THE TASK :: Go through each line of the records below and count those with the word "this"; give only the total.

——

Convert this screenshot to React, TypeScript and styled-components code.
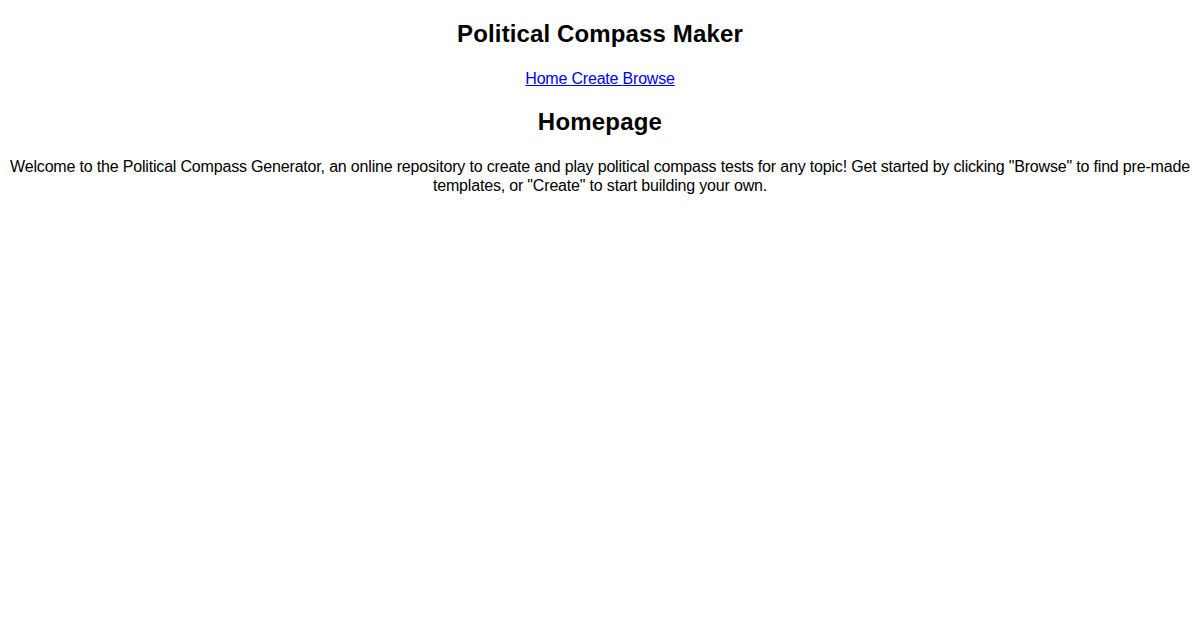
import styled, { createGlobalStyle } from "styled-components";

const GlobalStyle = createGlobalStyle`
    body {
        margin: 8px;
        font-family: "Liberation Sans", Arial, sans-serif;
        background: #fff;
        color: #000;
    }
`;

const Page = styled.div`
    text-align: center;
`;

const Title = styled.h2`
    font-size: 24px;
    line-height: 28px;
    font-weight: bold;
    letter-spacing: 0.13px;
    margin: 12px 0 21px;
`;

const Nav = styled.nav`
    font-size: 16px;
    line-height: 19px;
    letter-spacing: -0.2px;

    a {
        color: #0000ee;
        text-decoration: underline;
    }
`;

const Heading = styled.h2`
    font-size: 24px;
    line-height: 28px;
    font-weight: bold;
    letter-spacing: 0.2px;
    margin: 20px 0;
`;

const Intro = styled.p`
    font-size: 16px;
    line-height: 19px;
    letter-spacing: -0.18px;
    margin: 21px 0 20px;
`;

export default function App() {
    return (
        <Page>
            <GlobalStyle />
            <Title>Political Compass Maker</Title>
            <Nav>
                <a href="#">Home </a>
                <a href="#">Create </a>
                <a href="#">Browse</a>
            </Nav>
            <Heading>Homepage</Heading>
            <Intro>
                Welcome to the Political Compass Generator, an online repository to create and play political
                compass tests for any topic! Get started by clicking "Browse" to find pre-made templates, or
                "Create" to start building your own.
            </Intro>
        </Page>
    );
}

——

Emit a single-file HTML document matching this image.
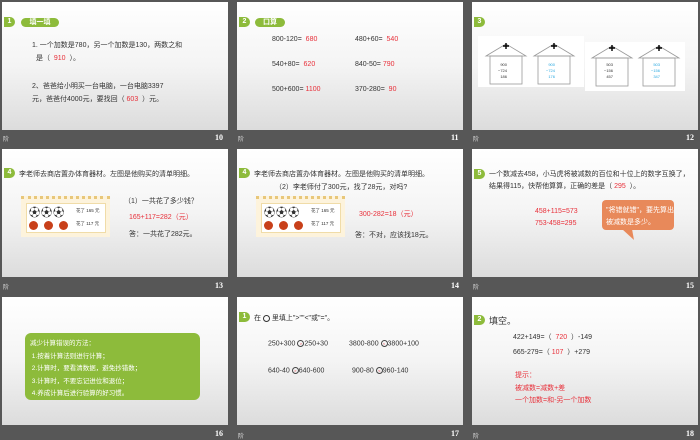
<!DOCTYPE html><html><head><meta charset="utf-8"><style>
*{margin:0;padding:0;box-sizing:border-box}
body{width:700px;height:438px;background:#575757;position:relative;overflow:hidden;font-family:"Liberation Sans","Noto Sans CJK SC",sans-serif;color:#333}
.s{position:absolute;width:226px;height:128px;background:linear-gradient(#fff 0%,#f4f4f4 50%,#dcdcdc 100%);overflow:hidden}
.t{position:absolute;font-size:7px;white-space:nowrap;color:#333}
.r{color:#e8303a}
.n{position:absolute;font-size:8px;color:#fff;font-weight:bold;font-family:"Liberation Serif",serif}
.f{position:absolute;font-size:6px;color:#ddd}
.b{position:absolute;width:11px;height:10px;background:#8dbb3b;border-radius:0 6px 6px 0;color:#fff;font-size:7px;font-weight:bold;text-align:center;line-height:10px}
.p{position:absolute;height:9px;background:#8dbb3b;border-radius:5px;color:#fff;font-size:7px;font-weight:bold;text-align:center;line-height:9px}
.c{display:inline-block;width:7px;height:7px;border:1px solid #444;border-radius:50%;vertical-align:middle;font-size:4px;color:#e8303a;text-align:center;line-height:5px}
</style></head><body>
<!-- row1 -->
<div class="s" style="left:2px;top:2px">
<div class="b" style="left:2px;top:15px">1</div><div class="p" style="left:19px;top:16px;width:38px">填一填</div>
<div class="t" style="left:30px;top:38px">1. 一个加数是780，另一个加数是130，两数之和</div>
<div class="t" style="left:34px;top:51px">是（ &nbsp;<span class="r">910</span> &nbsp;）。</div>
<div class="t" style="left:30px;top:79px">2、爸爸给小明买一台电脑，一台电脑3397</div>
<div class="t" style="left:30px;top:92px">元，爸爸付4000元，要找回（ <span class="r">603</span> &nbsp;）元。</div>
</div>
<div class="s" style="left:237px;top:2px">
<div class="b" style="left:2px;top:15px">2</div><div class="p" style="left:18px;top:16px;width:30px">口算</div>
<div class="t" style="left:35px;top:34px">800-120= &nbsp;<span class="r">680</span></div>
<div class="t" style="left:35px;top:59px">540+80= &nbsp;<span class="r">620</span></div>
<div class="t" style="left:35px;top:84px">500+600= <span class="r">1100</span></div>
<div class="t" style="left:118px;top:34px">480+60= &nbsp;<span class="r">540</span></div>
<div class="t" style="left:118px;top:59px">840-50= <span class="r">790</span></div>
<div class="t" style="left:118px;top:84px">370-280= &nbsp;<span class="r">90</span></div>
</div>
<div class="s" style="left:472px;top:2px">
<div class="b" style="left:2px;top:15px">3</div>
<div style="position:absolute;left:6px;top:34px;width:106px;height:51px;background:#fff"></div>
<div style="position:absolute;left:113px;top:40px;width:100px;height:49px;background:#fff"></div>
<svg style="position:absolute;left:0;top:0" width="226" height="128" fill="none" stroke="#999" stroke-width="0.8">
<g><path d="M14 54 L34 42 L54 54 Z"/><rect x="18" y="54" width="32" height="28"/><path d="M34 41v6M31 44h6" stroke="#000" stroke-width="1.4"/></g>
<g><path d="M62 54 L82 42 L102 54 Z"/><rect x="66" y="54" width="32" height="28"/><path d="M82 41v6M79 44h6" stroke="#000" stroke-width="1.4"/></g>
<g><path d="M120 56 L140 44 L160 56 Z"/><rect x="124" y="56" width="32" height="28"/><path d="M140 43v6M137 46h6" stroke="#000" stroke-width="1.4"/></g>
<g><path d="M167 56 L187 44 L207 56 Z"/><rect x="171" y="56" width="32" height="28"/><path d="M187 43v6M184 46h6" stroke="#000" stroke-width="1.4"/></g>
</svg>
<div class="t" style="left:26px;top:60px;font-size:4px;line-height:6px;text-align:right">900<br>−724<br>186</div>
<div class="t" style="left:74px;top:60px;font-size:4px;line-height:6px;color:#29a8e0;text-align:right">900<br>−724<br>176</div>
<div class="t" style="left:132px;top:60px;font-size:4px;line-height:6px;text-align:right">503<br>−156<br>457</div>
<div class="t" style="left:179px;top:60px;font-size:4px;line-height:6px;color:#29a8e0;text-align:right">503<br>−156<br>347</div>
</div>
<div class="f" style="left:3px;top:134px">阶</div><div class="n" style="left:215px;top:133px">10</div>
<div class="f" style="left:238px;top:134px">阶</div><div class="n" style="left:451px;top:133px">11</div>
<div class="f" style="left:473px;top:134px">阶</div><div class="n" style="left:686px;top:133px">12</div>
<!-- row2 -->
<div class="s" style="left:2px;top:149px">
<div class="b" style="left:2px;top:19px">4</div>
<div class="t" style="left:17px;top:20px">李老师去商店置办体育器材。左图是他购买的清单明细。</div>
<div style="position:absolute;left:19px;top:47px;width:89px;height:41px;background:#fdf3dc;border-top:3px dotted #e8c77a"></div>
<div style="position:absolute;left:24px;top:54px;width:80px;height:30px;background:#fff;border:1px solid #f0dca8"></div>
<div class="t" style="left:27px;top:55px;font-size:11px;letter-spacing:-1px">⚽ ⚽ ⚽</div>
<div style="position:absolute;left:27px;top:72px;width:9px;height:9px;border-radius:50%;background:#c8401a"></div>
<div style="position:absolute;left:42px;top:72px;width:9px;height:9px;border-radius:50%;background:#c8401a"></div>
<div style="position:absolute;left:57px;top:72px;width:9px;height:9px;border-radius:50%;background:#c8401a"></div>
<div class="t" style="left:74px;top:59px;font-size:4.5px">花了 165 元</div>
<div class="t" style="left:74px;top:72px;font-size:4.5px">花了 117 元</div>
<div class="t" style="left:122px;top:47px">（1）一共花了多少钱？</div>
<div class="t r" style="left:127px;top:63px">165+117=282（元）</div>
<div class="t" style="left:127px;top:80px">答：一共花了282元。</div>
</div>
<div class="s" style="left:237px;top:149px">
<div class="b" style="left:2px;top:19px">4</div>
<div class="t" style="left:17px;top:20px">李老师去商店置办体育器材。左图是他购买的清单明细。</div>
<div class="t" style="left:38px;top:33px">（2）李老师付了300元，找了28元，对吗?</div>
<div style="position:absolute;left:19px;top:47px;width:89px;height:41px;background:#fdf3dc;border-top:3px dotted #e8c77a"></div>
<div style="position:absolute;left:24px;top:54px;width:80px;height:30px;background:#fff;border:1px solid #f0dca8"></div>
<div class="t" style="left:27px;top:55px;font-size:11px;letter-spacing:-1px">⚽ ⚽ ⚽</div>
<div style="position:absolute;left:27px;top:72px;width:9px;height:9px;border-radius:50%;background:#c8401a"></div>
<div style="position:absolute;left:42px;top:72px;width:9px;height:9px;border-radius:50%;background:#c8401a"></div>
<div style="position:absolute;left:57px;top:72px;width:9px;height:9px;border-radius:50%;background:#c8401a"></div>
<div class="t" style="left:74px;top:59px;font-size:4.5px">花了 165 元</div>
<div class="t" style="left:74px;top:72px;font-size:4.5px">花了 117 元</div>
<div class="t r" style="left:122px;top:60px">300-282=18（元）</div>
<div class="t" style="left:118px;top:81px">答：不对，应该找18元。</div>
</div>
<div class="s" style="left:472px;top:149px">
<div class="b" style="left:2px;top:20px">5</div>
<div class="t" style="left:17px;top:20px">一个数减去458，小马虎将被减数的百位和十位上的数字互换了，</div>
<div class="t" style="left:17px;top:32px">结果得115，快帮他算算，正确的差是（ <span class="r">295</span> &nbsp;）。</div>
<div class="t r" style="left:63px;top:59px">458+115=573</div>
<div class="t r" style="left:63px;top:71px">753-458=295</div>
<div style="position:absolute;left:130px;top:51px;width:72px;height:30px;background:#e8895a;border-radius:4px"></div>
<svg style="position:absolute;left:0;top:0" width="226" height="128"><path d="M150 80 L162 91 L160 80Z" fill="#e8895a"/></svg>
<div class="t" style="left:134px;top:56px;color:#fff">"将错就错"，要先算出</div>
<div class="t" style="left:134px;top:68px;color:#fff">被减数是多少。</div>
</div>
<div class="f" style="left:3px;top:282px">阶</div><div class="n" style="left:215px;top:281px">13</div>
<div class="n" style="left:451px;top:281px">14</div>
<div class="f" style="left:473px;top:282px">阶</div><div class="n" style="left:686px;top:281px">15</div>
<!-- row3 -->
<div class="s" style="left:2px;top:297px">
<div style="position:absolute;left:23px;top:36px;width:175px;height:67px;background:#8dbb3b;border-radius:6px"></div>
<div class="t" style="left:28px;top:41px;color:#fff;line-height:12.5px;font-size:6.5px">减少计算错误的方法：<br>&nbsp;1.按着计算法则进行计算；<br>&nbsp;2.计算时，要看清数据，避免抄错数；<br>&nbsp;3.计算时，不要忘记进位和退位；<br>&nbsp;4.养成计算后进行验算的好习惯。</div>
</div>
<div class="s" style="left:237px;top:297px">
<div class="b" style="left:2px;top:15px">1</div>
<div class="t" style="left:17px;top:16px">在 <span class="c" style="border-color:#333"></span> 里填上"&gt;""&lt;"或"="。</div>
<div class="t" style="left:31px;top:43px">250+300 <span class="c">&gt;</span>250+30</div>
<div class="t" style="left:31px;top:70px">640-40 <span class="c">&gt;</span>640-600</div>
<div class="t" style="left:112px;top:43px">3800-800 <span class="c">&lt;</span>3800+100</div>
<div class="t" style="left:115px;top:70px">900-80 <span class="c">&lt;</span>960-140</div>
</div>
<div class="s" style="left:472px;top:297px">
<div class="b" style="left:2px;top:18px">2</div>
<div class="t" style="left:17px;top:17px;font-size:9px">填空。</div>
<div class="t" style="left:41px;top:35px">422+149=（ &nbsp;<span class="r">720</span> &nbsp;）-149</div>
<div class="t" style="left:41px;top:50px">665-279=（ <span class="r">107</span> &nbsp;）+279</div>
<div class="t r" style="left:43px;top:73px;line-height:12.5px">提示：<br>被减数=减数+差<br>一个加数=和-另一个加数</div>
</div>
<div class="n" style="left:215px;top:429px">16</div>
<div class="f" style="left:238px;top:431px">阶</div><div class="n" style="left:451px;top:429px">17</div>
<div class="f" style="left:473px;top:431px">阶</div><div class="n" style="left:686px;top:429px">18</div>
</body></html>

——

COMPLETED EXERCISE :: 2